This approach can be extended to new 2-dimensional problems with diffracted field from a structural discontinuity such as a plate/cylinder junction.

The Total surface current density is partition into regions.

MM current around the edge are defined by simple basis functions: orthogonal pulse function (weighted) for pulse current samples.

Pulse currents occur around the Diffracting edge; GTD regions contain Matching points.


Simultaneous Linear equations

Diffracted current (complex-valued) is represented as a series. On a shadow boundary, diffracted current is the first term of the series

Number of current samples and Evaluation of Infinite Integrals: abbreviation of integration is dependent on orientation of plane wave to the edge.

Square cylinder example: pulse current samples and employing point matching

Circular cylinder example: partition into three regions:

The number of diffraction modes dictate the number of matching points in the GTD region that is used to obtain the necessary number of equations.

Higher order terms interact such that the solution is "somewhat" dependent on the location of matching points (Averaging scheme)

Axial waveguide example

Conclusions: claims results are in good agreement with exact solution for wedge and circular cylinder.

Few current samples needed around point of points of diffraction.

Shape of diffraction object dictates the number of current samples.

Use known GTD current form outside the current sample region.

One can apply this technique to concave and surface impedance structures. The technique may be extended to 3-D diffraction problems.


This GTD-MM technique has the same concept of methods that partition the surface into small regions or elements except this technique uses regions that can vary by size, i.e., variable size elements.

This GTD-MM technique for canonical forms and diffraction is very accurate. But how do you apply this technique to non-canonical objects?

This technique is dependent on the known form of the solution for the diffraction current.

The MM pulsed current samples are real-valued.

82. U. Jakobus and F. M. Landstorfer's 1995 paper on the Improvement of the PO-MoM Hybrid Method:

A current-based hybrid method is proposed by merging the Method of Moments (MoM) with the physical optics (PO) approximation, the Improved PO Method (IPO).

Approximate correction terms derivation is based on the uniform geometrical theory of diffraction (UTD).

Three-dimensional perfectly conducting scattering bodies of arbitrary shape & an incident wave of oblique incidence and arbitrary polarization

Perfectly conducting wedges & Ufimtsev's Physical Theory of Diffraction (PTD):

application of PTD "involves fictitious electric and magnetic line currents along the edges."

Modification of the standard PO current leads to surface current densities in the scattering body's MoM region & its PO region.

This leads to a uniform treatment of both regions in terms of representing "the surface current density as a linear superposition of basis functions defined over triangular patches with unknown coefficients."

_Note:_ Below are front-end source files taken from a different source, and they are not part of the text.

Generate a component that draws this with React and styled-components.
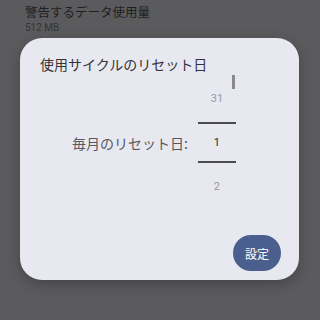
import React from "react";
import styled, { createGlobalStyle } from "styled-components";

const Global = createGlobalStyle`
  html, body { margin: 0; padding: 0; background: #5b5b5d; }
  body { font-family: "Noto Sans CJK JP", "Noto Sans", Roboto, sans-serif; }
`;

const Screen = styled.div`
  position: relative;
  width: 320px;
  height: 320px;
  overflow: hidden;
  background: #5b5b5d;
`;

const ListItem = styled.div`
  display: flex;
  flex-direction: column;
  padding: 4px 0 0 25px;
`;

const ItemTitle = styled.div`
  font-size: 12.5px;
  line-height: 16px;
  color: #1f1f21;
`;

const ItemSub = styled.div`
  font-family: Roboto, "Noto Sans", sans-serif;
  font-size: 10px;
  line-height: 14px;
  margin-top: 1px;
  color: #333335;
`;

const Dialog = styled.div`
  position: absolute;
  top: 38px;
  left: 20px;
  width: 279px;
  height: 242px;
  box-sizing: border-box;
  background: #e8e8f0;
  border-radius: 22px;
  box-shadow: 0 4px 14px rgba(0, 0, 0, 0.25);
  display: flex;
  flex-direction: column;
  padding: 16px 18px 9px 20px;
`;

const Title = styled.div`
  font-size: 14px;
  line-height: 20px;
  color: #34343a;
`;

const Body = styled.div`
  display: flex;
  align-items: center;
  margin-top: 1px;
  padding-left: 32px;
  gap: 10px;
`;

const Label = styled.div`
  font-size: 14px;
  line-height: 20px;
  color: #58585e;
`;

const Picker = styled.div`
  position: relative;
  width: 38px;
  display: flex;
  flex-direction: column;
`;

const Item = styled.div`
  height: ${(p) => (p.$selected ? "41px" : "47px")};
  box-sizing: border-box;
  display: flex;
  align-items: center;
  justify-content: center;
  font-family: Roboto, "Noto Sans", sans-serif;
  font-size: 11px;
  color: ${(p) => (p.$selected ? "#2a2a30" : "#9a9aa0")};
  border-top: ${(p) => (p.$selected ? "2px solid #4a4a50" : "none")};
  border-bottom: ${(p) => (p.$selected ? "2px solid #4a4a50" : "none")};
`;

const ScrollThumb = styled.div`
  position: absolute;
  top: 0;
  right: 1px;
  width: 3px;
  height: 14px;
  background: #8a8a8e;
`;

const Footer = styled.div`
  display: flex;
  justify-content: flex-end;
  margin-top: 25px;
`;

const Button = styled.button`
  width: 48px;
  height: 36px;
  border: none;
  border-radius: 18px;
  background: #4a5f8d;
  color: #ffffff;
  font-family: "Noto Sans CJK JP", sans-serif;
  font-size: 12px;
  padding: 0;
`;

export default function App() {
  return (
    <>
      <Global />
      <Screen>
        <ListItem>
          <ItemTitle>警告するデータ使用量</ItemTitle>
          <ItemSub>512 MB</ItemSub>
        </ListItem>
        <Dialog>
          <Title>使用サイクルのリセット日</Title>
          <Body>
            <Label>毎月のリセット日:</Label>
            <Picker>
              <ScrollThumb />
              <Item>31</Item>
              <Item $selected>1</Item>
              <Item>2</Item>
            </Picker>
          </Body>
          <Footer>
            <Button>設定</Button>
          </Footer>
        </Dialog>
      </Screen>
    </>
  );
}
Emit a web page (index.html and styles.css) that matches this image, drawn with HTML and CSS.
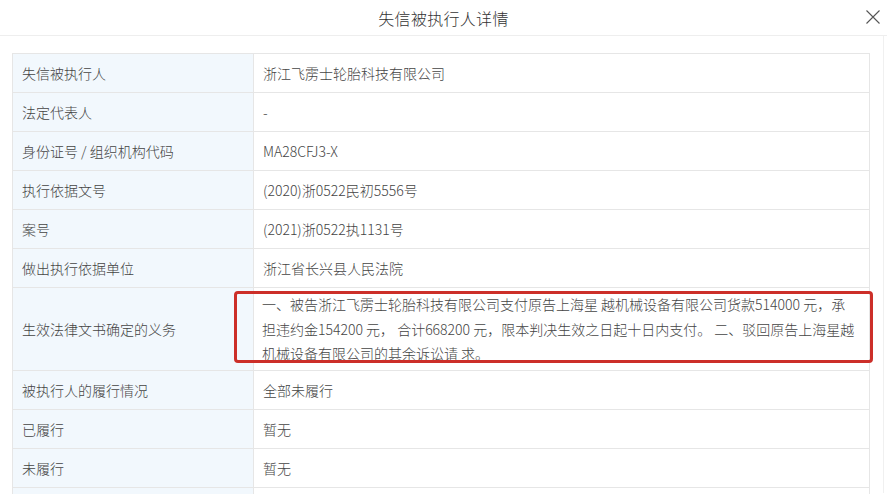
FILE: index.html
```html
<!DOCTYPE html>
<html lang="zh-CN">
<head>
<meta charset="utf-8">
<title>失信被执行人详情</title>
<link rel="stylesheet" href="styles.css">
</head>
<body>
<div class="dialog">
  <div class="header">
    <div class="title">失信被执行人详情</div>
    <button class="close" aria-label="关闭">
      <svg width="16" height="16" viewBox="0 0 16 16"><path d="M1.5 1.5 L14.5 14.5 M14.5 1.5 L1.5 14.5" stroke="#555" stroke-width="1.1" fill="none"/></svg>
    </button>
  </div>
  <div class="body">
    <div class="table-wrap">
      <table class="info">
        <tr><td class="label">失信被执行人</td><td class="value">浙江飞雳士轮胎科技有限公司</td></tr>
        <tr><td class="label">法定代表人</td><td class="value">-</td></tr>
        <tr><td class="label">身份证号 / 组织机构代码</td><td class="value">MA28CFJ3-X</td></tr>
        <tr><td class="label">执行依据文号</td><td class="value">(2020)浙0522民初5556号</td></tr>
        <tr><td class="label">案号</td><td class="value">(2021)浙0522执1131号</td></tr>
        <tr><td class="label">做出执行依据单位</td><td class="value">浙江省长兴县人民法院</td></tr>
        <tr><td class="label">生效法律文书确定的义务</td><td class="value tall">一、被告浙江飞雳士轮胎科技有限公司支付原告上海星 越机械设备有限公司货款514000 元，承<br>担违约金154200 元， 合计668200 元，限本判决生效之日起十日内支付。 二、驳回原告上海星越<br>机械设备有限公司的其余诉讼请 求。</td></tr>
        <tr><td class="label">被执行人的履行情况</td><td class="value">全部未履行</td></tr>
        <tr><td class="label">已履行</td><td class="value">暂无</td></tr>
        <tr><td class="label">未履行</td><td class="value">暂无</td></tr>
        <tr><td class="label">&nbsp;</td><td class="value">&nbsp;</td></tr>
      </table>
      <div class="highlight"></div>
    </div>
  </div>
</div>
</body>
</html>
```

FILE: styles.css
```css
html, body {
  margin: 0;
  padding: 0;
  background: #fff;
  overflow: hidden;
}
body {
  font-family: "Noto Sans CJK SC", "Microsoft YaHei", sans-serif;
  color: #444;
  font-size: 14px;
  font-weight: 300;
}
.dialog {
  width: 887px;
  height: 494px;
  overflow: hidden;
}
.header {
  height: 35px;
  border-bottom: 1px solid #eeeeee;
  display: flex;
  align-items: center;
  justify-content: center;
  position: relative;
}
.title {
  font-size: 16px;
  color: #333;
  letter-spacing: 0.3px;
}
.close {
  position: absolute;
  right: 6px;
  top: 9px;
  border: 0;
  background: none;
  padding: 0;
  width: 16px;
  height: 16px;
  cursor: pointer;
}
.body {
  padding: 17px 0 0 12px;
  border-right: 1px solid #f0f0f0;
  width: 871px;
  height: 440px;
}
.table-wrap {
  position: relative;
  width: 858px;
}
.info {
  border-collapse: collapse;
  width: 858px;
  table-layout: fixed;
}
.info td {
  border: 1px solid #e6e6e6;
  padding: 8px 9px;
  line-height: 22px;
  vertical-align: middle;
  color: #444;
}
.info td.label {
  width: 222px;
  background: #f2f8fd;
}
.info td.value {
  background: #fff;
}
.info td.tall {
  line-height: 24.5px;
  padding: 4px 9px 4px 8px;
  white-space: nowrap;
}
.highlight {
  position: absolute;
  left: 222px;
  top: 238px;
  width: 633px;
  height: 66px;
  border: 3px solid #cc2f29;
  border-radius: 4px;
  pointer-events: none;
}
```
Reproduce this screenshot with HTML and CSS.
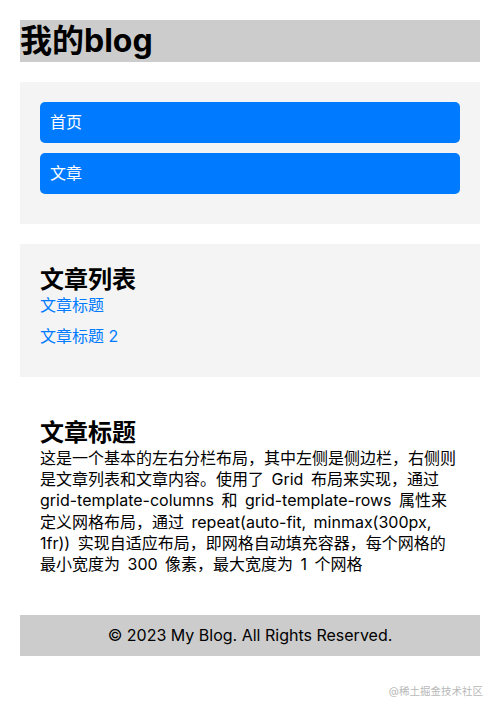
FILE: index.html
```html
<!DOCTYPE html>
<html lang="zh">
<head>
<meta charset="utf-8">
<title>我的blog</title>
<link rel="stylesheet" href="styles.css">
</head>
<body>
<div class="container">
  <header class="header"><h1>我的blog</h1></header>
  <nav class="sidebar">
    <ul>
      <li><a href="#">首页</a></li>
      <li><a href="#">文章</a></li>
    </ul>
  </nav>
  <section class="list">
    <h2>文章列表</h2>
    <ul>
      <li><a href="#">文章标题</a></li>
      <li><a href="#">文章标题 2</a></li>
    </ul>
  </section>
  <article class="content">
    <h2>文章标题</h2>
    <p>这是一个基本的左右分栏布局，其中左侧是侧边栏，右侧则是文章列表和文章内容。使用了 Grid 布局来实现，通过 grid-template-columns 和 grid-template-rows 属性来定义网格布局，通过 repeat(auto-fit, minmax(300px, 1fr)) 实现自适应布局，即网格自动填充容器，每个网格的最小宽度为 300 像素，最大宽度为 1 个网格</p>
  </article>
  <footer class="footer">© 2023 My Blog. All Rights Reserved.</footer>
</div>
<div class="watermark">@稀土掘金技术社区</div>
</body>
</html>
```
FILE: styles.css
```css
html, body { margin: 0; padding: 0; }
body {
  font-family: Inter, "Noto Sans CJK SC", sans-serif;
  font-size: 16px;
  line-height: 1.32;
  color: #000;
  background: #fff;
  position: relative;
  min-height: 714px;
}
.container {
  padding: 20px;
  display: grid;
  gap: 20px;
}
h1, h2, p, ul { margin: 0; padding: 0; }
ul { list-style: none; }
.header { background: #ccc; }
.header h1 { font-size: 32px; font-weight: 700; line-height: 42px; }
.sidebar { background: #f4f4f4; padding: 20px; }
.sidebar li { margin-bottom: 10px; }
.sidebar a {
  display: block;
  background: #007bff;
  color: #fff;
  text-decoration: none;
  padding: 10px;
  border-radius: 5px;
  line-height: 21px;
}
.list { background: #f4f4f4; padding: 20px; }
h2 { font-size: 24px; font-weight: 700; line-height: 31px; }
.list li { margin-bottom: 10px; line-height: 21px; }
.list a { color: #007bff; text-decoration: none; }
.content { padding: 20px; }
.content p { line-height: 21.2px; word-spacing: 3px; }
.footer {
  background: #ccc;
  text-align: center;
  padding: 10px;
  line-height: 21px;
}
.watermark {
  position: absolute;
  right: 17px;
  top: 684px;
  font-size: 10.5px;
  line-height: 16px;
  color: #b8b8b8;
}
```
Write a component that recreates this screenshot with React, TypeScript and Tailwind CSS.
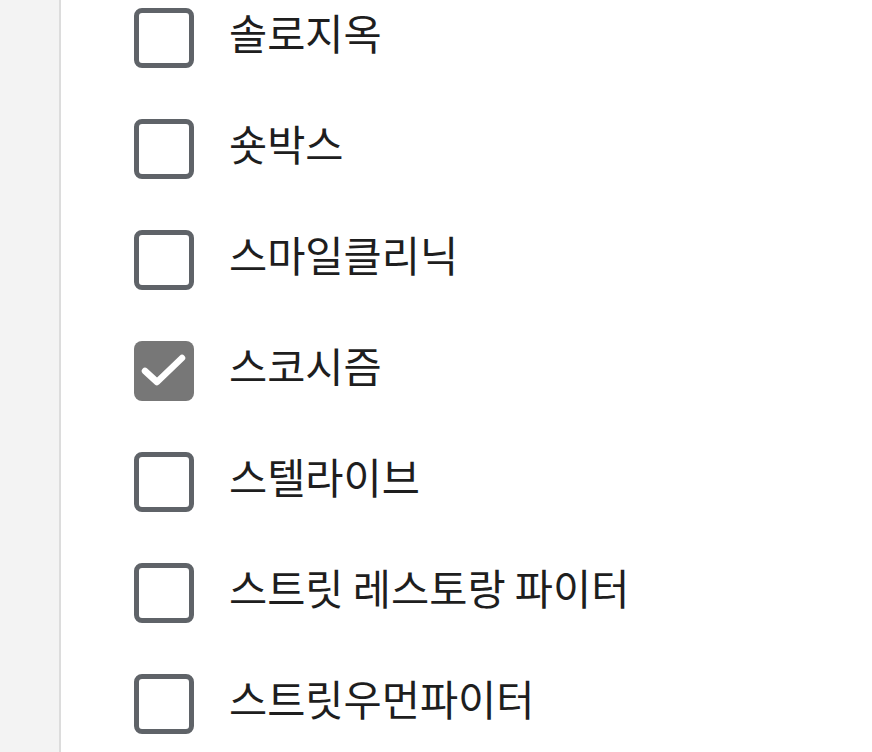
const items = [
  { label: '솔로지옥', checked: false },
  { label: '숏박스', checked: false },
  { label: '스마일클리닉', checked: false },
  { label: '스코시즘', checked: true },
  { label: '스텔라이브', checked: false },
  { label: '스트릿 레스토랑 파이터', checked: false },
  { label: '스트릿우먼파이터', checked: false },
];

function Checkbox({ checked }: { checked: boolean }) {
  if (checked) {
    return (
      <div className="flex h-[60px] w-[60px] shrink-0 items-center justify-center rounded-[8px] bg-[#777777]">
        <svg width="60" height="60" viewBox="0 0 60 60" fill="none">
          <path d="M11 30 L23 41 L48 17" stroke="white" strokeWidth="6.5" strokeLinecap="round" strokeLinejoin="round" />
        </svg>
      </div>
    );
  }
  return <div className="h-[60px] w-[60px] shrink-0 rounded-[8px] border-[5px] border-[#5f6368] bg-white" />;
}

export default function App() {
  return (
    <div className="flex h-[752px] w-full overflow-hidden bg-white" style={{ fontFamily: '"Noto Sans CJK KR", "Noto Sans", sans-serif' }}>
      <aside className="w-[61px] shrink-0 border-r-2 border-[#dcdcdc] bg-[#f3f3f3]" />
      <ul className="flex flex-col gap-[51px] pl-[73px] pt-[8px]">
        {items.map(item => (
          <li key={item.label} className="flex h-[60px] items-center gap-[35px]">
            <Checkbox checked={item.checked} />
            <span className="mb-[10px] text-[41.5px] leading-none text-[#1e1e1e] whitespace-nowrap">{item.label}</span>
          </li>
        ))}
      </ul>
    </div>
  );
}
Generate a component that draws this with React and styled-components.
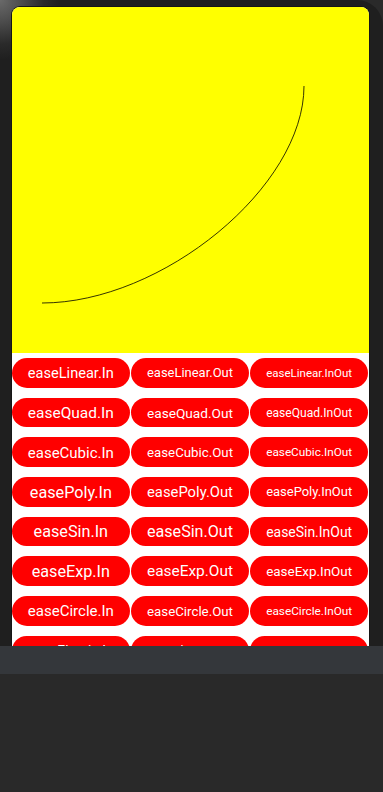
import { useLayoutEffect, useRef, useState } from "react";
import styled, { createGlobalStyle } from "styled-components";

const GlobalStyle = createGlobalStyle`
  html, body {
    margin: 0;
    padding: 0;
    background: #2a2a2a;
  }
  #root {
    height: 792px;
  }
`;

const Device = styled.div`
  display: flex;
  flex-direction: column;
  height: 792px;
  overflow: hidden;
  background: #2a2a2a;
`;

const Bezel = styled.div`
  padding: 7px 14px 0 12px;
  background:
    radial-gradient(circle at 0 0, #6a6a6a 0, #4c4c4c 22px, #2a2a2a 44px, #1f1f1f 60px),
    #1e1e1e;
  border-radius: 0 26px 0 0;
`;

const Screen = styled.div`
  display: flex;
  flex-direction: column;
  height: 639px;
  overflow: hidden;
  background: #ffffff;
  border-radius: 8px 8px 0 0;
  box-shadow: 0 0 0 1px #161616;
`;

const Stage = styled.div`
  flex: none;
  height: 346px;
  background: #ffff00;

  svg {
    display: block;
  }
`;

const ButtonGrid = styled.div`
  display: grid;
  grid-template-columns: repeat(3, 1fr);
  column-gap: 1.5px;
  row-gap: 10.2px;
  padding: 5px 1px 0 0;
`;

const EaseButton = styled.button`
  height: 29.5px;
  border: none;
  border-radius: 15px;
  background: #ff0000;
  color: #ffffff;
  font-family: Roboto, "Noto Sans", sans-serif;
  display: flex;
  align-items: center;
  justify-content: center;
  padding: 2px 0 0;
  white-space: nowrap;
  cursor: pointer;
`;

const Label = styled.span`
  display: inline-block;
  line-height: 1;
`;

const NavBar = styled.div`
  flex: none;
  height: 28px;
  background: #34373b;
`;

const Base = styled.div`
  flex: 1;
  background: #292929;
`;

const MAX_SIZE = 16.2;
const FIT_WIDTH = 86;

// label shrinks until it fits the pill, like the device's auto-sized text
function FitLabel({ children }) {
  const ref = useRef(null);
  const [size, setSize] = useState(MAX_SIZE);

  useLayoutEffect(() => {
    const el = ref.current;
    if (!el) return;
    el.style.fontSize = MAX_SIZE + "px";
    const w = el.getBoundingClientRect().width;
    setSize(w > FIT_WIDTH ? (MAX_SIZE * FIT_WIDTH) / w : MAX_SIZE);
  }, [children]);

  return (
    <Label ref={ref} style={{ fontSize: size + "px" }}>
      {children}
    </Label>
  );
}

const curves = [
  "Linear",
  "Quad",
  "Cubic",
  "Poly",
  "Sin",
  "Exp",
  "Circle",
  "Elastic",
  "Back",
  "Bounce",
];

const modes = ["In", "Out", "InOut"];

export default function App() {
  return (
    <>
      <GlobalStyle />
      <Device>
        <Bezel>
          <Screen>
            <Stage>
              <svg width="357" height="346" viewBox="0 0 357 346">
                <path
                  d="M30 296 C150 296 292 180 292 79"
                  fill="none"
                  stroke="#000"
                  strokeWidth="0.8"
                />
              </svg>
            </Stage>
            <ButtonGrid>
              {curves.map((c) =>
                modes.map((m) => (
                  <EaseButton key={c + m}>
                    <FitLabel>{`ease${c}.${m}`}</FitLabel>
                  </EaseButton>
                ))
              )}
            </ButtonGrid>
          </Screen>
        </Bezel>
        <NavBar />
        <Base />
      </Device>
    </>
  );
}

The improved PO-current density is heuristically obtained by modifying the conventional PO current:

the correction terms for the edges contribution are based on the Sommerfeld's exact solution for the half-plane scattering problem; and

the additional correction terms for the boundary of the body's surface are based on perfectly conducting wedges.

Examples (comparison between IPO, MoM & PO results):

Perfectly conducting cube with side-length of twice of the incident wavelength: close agreement of IPO with MoM

Convex corner reflector: good agreement of IPO with MoM

Half-wavelength dipole antenna: good agreement of IPO with MoM


The authors of this paper make such a definitive statement about the fundamental concept of the PTD of the validity of electric and magnetic line currents along the edges of a scattering body.

83. P.Y. Ufimtsev's 1997 comments on Jakobus and Landstorfer's 1995 paper:

Ufimtsev states that Jakobus and Landstorfer's IPO method is in fact his PTD concept.

Jakobus and Landstorfer's statement about PTD's model of edge currents is false: "the PTD does not contain any fictitious edge currents." "It involves real elementary edge waves"

The IPO currents (wedge edges & half-plane edges) "are created simply by the mentioned elementary edge waves."

The analog between the PTD's nonuniform current and the IPO's currents (wedge edges & half-plane edges) correction terms is stated.

The scattered field that is created by nonuniform current is found by the use of 1-D integrals along the edges instead of 2-D surface integration over the scattering surface.

IPO is based on the PTD current concept and represents its hybrid with the moment of methods (MoM).


It is strange that Ufimtsev makes conflicting statements about the nature of elementary edge waves (EEW). Per his 2007 book [2] on page 3, "the elementary edge wave is a wave radiated by surface sources, induced in the vicinity of an infinitesimal element of the edge." But in paragraph two, he claims that the IPO/PTD wedge edges & half-plane edges currents are created by EEW.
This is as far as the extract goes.